Total Eclipse (1995)
7/10
Eccentric and poetical
17 April 2003
This movie is not for the faint of heart or the conventional taste. It's not a fantasy.

Like the real-life characters upon which the movie is based, TE is eccentric and poetical. French poet Rimbaud, who wrote almost everything he wrote as a teenager, has been admired by some of the most eccentric creative people of the last century. He was a very unusual teenager, being some kind of genius, some kind of lowlife, and a runaway. His poetry digs into and portrays life with discomforting and sometimes painful and sometimes ecstatic detail. His is the muse which revels in the squalor of creation.

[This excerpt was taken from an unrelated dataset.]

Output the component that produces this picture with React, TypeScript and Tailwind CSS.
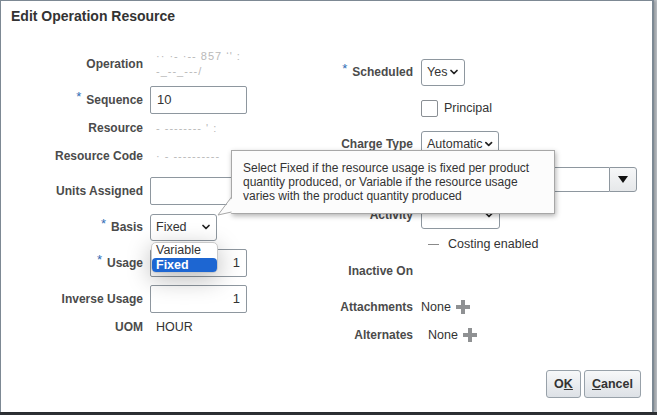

Many people will dislike this film because the two main characters, Rimbaud and Verlaine, are bisexual and not at all stereotypical. Both of them are snotty and selfish and violent and often despicable. (As Shakespeare probably was at times, but you'll never see him portrayed in movies that way.) These are not Robert Frost poets. These are worm and scat and sex and drug and rock'n'roll and get-down-and-get-dirty poets.

Past that, it's the story of a great, if brief, flowering love ... the kind of love story you'd expect for people who live and breathe life in the way great alternaculture poets must.

Eternity is where the sunlight mixes with the water. And the penetrating movie mixes with the prepared mind.